A representative sample of the location and extent of electrolytic lesions. Lesions of the dorsal PAG usually extended into the deep layers of the superior colliculus and the lateral PAG. Lesions of the ventral PAG included the lateral PAG and extended into the dorsal PAG.

Fig. 2.

Rats with lesions of the dlPAG or the vPAG in comparison with sham-lesioned rats showed enhanced or decreased levels of freezing, respectively, when presented with a cat.

Fig. 3.

Sham-lesioned rats receiving an immediate shock after placement in a chamber freeze comparably with rats that were not shocked. Rats receiving a pretraining dlPAG lesion (PRE-LESION) showed enhanced levels of freezing after training with immediate shock, whereas rats receiving a post-training dlPAG lesion (POST-LESION) did not. Pre- and post-training dlPAG lesions had no effect on rats that did not receive a shock.

Fig. 4.

Rats receiving a vPAG lesion either before (PRE-LESION) or after (POST-LESION) training with shock showed reduced levels of freezing compared with the group receiving a sham lesion at both times.
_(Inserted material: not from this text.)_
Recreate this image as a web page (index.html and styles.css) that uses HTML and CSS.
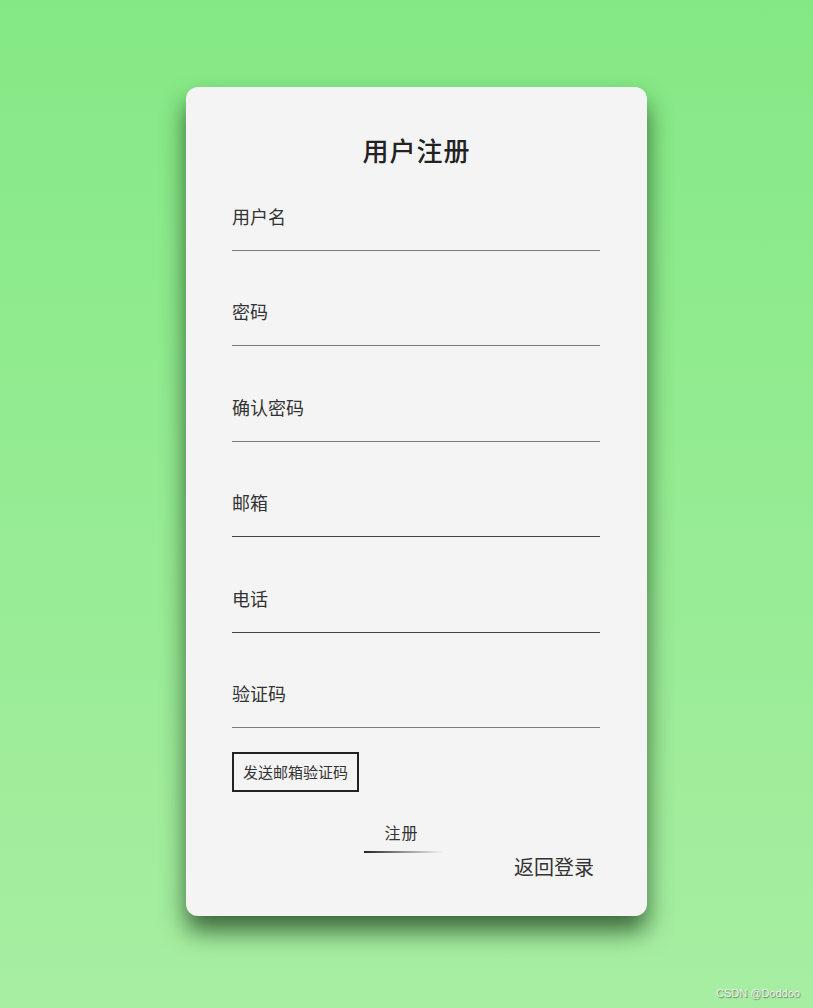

Furthermore, the group receiving a post-training lesion showed greater attenuation of freezing than did the group receiving a pretraining lesion.

Fig. 5.

Rats with dlPAG, vPAG, or sham lesions did not differ in the shock intensity to which they flinched, jumped, or vocalized.

Fig. 6.

Rats with dlPAG, vPAG, or sham lesions did not differ in their consumption of a saccharin solution after toxicosis-induced taste aversion. W, Water;S, saccharin. Group SHAM-B received a backward pairing of saccharin and toxicosis and did not develop a taste aversion.